Trivalent lanthanum and ytterbium doped meso-silica/ceria abrasive systems toward chemical mechanical polishing (CMP) and ultraviolet irradiation-assisted photochemical mechanical polishing (PCMP)

Ceria (CeO2)-based abrasives are widely utilized in ultra-precision grinding and chemical mechanical polishing (CMP) applications over silica materials due to their unique physicochemical properties. Both mechanical and chemical contributions to polishing processes are highly affected by the size, shape, structure, component, defect of CeO2 abrasives. Herein, the composites involved mesoporous silica (mSiO2) cores and La- or Yb-doped CeO2 shells were synthesized and characterized in terms of X-ray diffractometry, scanning electron microscopy, transmission electron microscopy, Raman spectroscopy, scanning transmission electron microscopy–energy dispersive X-ray mapping methods.

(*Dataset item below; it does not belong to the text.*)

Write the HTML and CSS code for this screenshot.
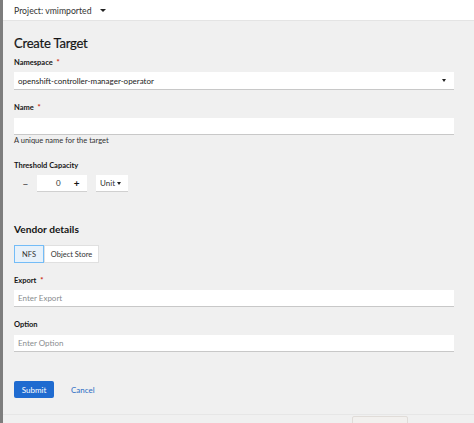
FILE: index.html
```html
<!DOCTYPE html>
<html>
<head>
<meta charset="utf-8">
<link rel="stylesheet" href="styles.css">
</head>
<body>
<div class="frame">
  <header class="topbar">
    <span class="project">Project: vmimported</span>
    <span class="caret-dark"></span>
  </header>
  <main class="content">
    <h1 class="title">Create Target</h1>

    <div class="field f-ns">
      <label class="lbl">Namespace <span class="req">*</span></label>
      <div class="box select">
        <span class="val">openshift-controller-manager-operator</span>
        <span class="caret-dark small"></span>
      </div>
    </div>

    <div class="field f-name">
      <label class="lbl">Name <span class="req">*</span></label>
      <div class="box"></div>
      <div class="help">A unique name for the target</div>
    </div>

    <div class="field f-thr">
      <label class="lbl">Threshold Capacity</label>
      <div class="numrow">
        <span class="minus">&minus;</span>
        <div class="numbox"><span class="zero">0</span><span class="plus">+</span></div>
        <div class="unit">Unit<span class="caret-dark small"></span></div>
      </div>
    </div>

    <h2 class="subtitle">Vendor details</h2>
    <div class="toggle">
      <span class="tg active">NFS</span>
      <span class="tg">Object Store</span>
    </div>

    <div class="field f-exp">
      <label class="lbl">Export <span class="req">*</span></label>
      <div class="box"><span class="ph">Enter Export</span></div>
    </div>

    <div class="field f-opt">
      <label class="lbl">Option</label>
      <div class="box"><span class="ph">Enter Option</span></div>
    </div>

    <div class="actions">
      <span class="btn-primary">Submit</span>
      <span class="link">Cancel</span>
    </div>
  </main>
  <div class="footer">
    <div class="ghost"></div>
  </div>
</div>
</body>
</html>
```
FILE: styles.css
```css
html, body {
  margin: 0;
  padding: 0;
}
body {
  width: 474px;
  height: 423px;
  overflow: hidden;
  background: #f0f0f0;
  font-family: Lato, "Open Sans", "Liberation Sans", sans-serif;
  color: #151515;
}
.frame {
  height: 423px;
  border-left: 3px solid #7d7d7d;
  box-sizing: border-box;
  display: flex;
  flex-direction: column;
}
.topbar {
  height: 21px;
  background: #ffffff;
  border-bottom: 1px solid #e4e4e4;
  display: flex;
  align-items: center;
  padding-left: 11px;
  box-sizing: border-box;
}
.project {
  font-size: 8.7px;
  color: #333;
}
.caret-dark {
  display: inline-block;
  width: 0;
  height: 0;
  border-left: 3px solid transparent;
  border-right: 3px solid transparent;
  border-top: 3px solid #222;
  margin-left: 8px;
}
.caret-dark.small {
  border-left-width: 2.5px;
  border-right-width: 2.5px;
  border-top-width: 3px;
  margin-left: 2px;
}
.content {
  padding: 0 20px 0 11px;
  flex: 1;
}
.title {
  margin: 13px 0 0 0;
  font-size: 13px;
  font-weight: 400;
  line-height: 18px;
  letter-spacing: -0.2px;
  color: #151515;
  -webkit-text-stroke: 0.2px #151515;
}
.field {
  display: flex;
  flex-direction: column;
}
.lbl {
  font-size: 7.5px;
  font-weight: 700;
  line-height: 10px;
  height: 10px;
  color: #151515;
}
.req {
  color: #c9190b;
  margin-left: 2px;
}
.box {
  height: 17px;
  background: #fff;
  border-bottom: 1px solid #c8c8c8;
  box-sizing: border-box;
  display: flex;
  align-items: center;
  padding: 0 4px;
  font-size: 8px;
}
.select {
  height: 18px;
  justify-content: space-between;
  padding-right: 8px;
}
.select .val {
  color: #222;
}
.ph {
  color: #8a8d90;
}
.help {
  font-size: 7.5px;
  line-height: 10px;
  margin-top: 1px;
  color: #333;
}
.f-ns { margin-top: 6px; }
.f-ns .lbl { margin-bottom: 4px; }
.f-name { margin-top: 13px; }
.f-name .lbl { margin-bottom: 5px; }
.f-thr { margin-top: 15px; }
.f-thr .lbl { margin-bottom: 4px; }
.numrow {
  display: flex;
  align-items: center;
  height: 17px;
}
.minus {
  width: 23px;
  text-align: center;
  font-size: 10px;
  color: #333;
}
.numbox {
  width: 50px;
  height: 17px;
  background: #fff;
  border-bottom: 1px solid #d0d0d0;
  box-sizing: border-box;
  display: flex;
  align-items: center;
  font-size: 8px;
}
.zero {
  margin-left: 19px;
  color: #333;
}
.plus {
  margin-left: 13px;
  font-weight: 700;
  font-size: 10px;
}
.unit {
  margin-left: 9px;
  width: 32px;
  height: 17px;
  background: #fff;
  border-bottom: 1px solid #d0d0d0;
  box-sizing: border-box;
  display: flex;
  align-items: center;
  padding-left: 4px;
  font-size: 8px;
  color: #333;
}
.subtitle {
  margin: 30px 0 0 0;
  font-size: 10.2px;
  font-weight: 700;
  line-height: 14px;
}
.toggle {
  display: flex;
  margin-top: 9px;
  height: 18px;
}
.tg {
  display: flex;
  align-items: center;
  justify-content: center;
  background: #fff;
  border: 1px solid #e0e0e0;
  font-size: 7.5px;
  color: #333;
  box-sizing: border-box;
  width: 55px;
}
.tg.active {
  width: 30px;
  background: #e7f1fa;
  border-color: #73bcf7;
  color: #333;
}
.f-exp { margin-top: 13px; }
.f-exp .lbl { margin-bottom: 4px; }
.f-opt { margin-top: 13px; }
.f-opt .lbl { margin-bottom: 5px; }
.actions {
  margin-top: 29px;
  display: flex;
  align-items: center;
  height: 17px;
}
.btn-primary {
  width: 40px;
  height: 17px;
  background: #1f6bd0;
  color: #fff;
  border-radius: 2px;
  display: flex;
  align-items: center;
  justify-content: center;
  font-size: 8px;
}
.link {
  margin-left: 17px;
  color: #2b6cc4;
  font-size: 8px;
}
.footer {
  height: 8px;
  border-top: 1px solid #e6e6e6;
  position: relative;
}
.ghost {
  position: absolute;
  left: 349px;
  top: 1px;
  width: 54px;
  height: 10px;
  border: 1px solid #e0dcd8;
  border-radius: 2px;
  background: #f2f0ee;
}
```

The polishing effectiveness of the proposed composites toward quartz glass was experimentally evaluated under both CMP and ultraviolet irradiation-assisted photochemical mechanical polishing (PCMP) conditions. The polishing results indicated that the low-modulus mSiO2 cores strongly exerted the cushion effects for the friction and abrasion to substrates. Consequently, the heterostructured mSiO2/La-CeO2 and mSiO2/Yb-CeO2 abrasive systems offered nearly non-damage and ultra-smooth surfaces with angstrom-level roughness compared to conventional rigid abrasives. The enriched Ce3+ and oxygen vacancy defects at La- and Yb- doped CeO2 surfaces were responsible for the improvements of tribochemical and photochemical activities, thus allowing evidently enhanced removal efficiency with the assistance of ultraviolet irradiation. A possible polishing mechanism on the multi-component abrasive systems was also proposed.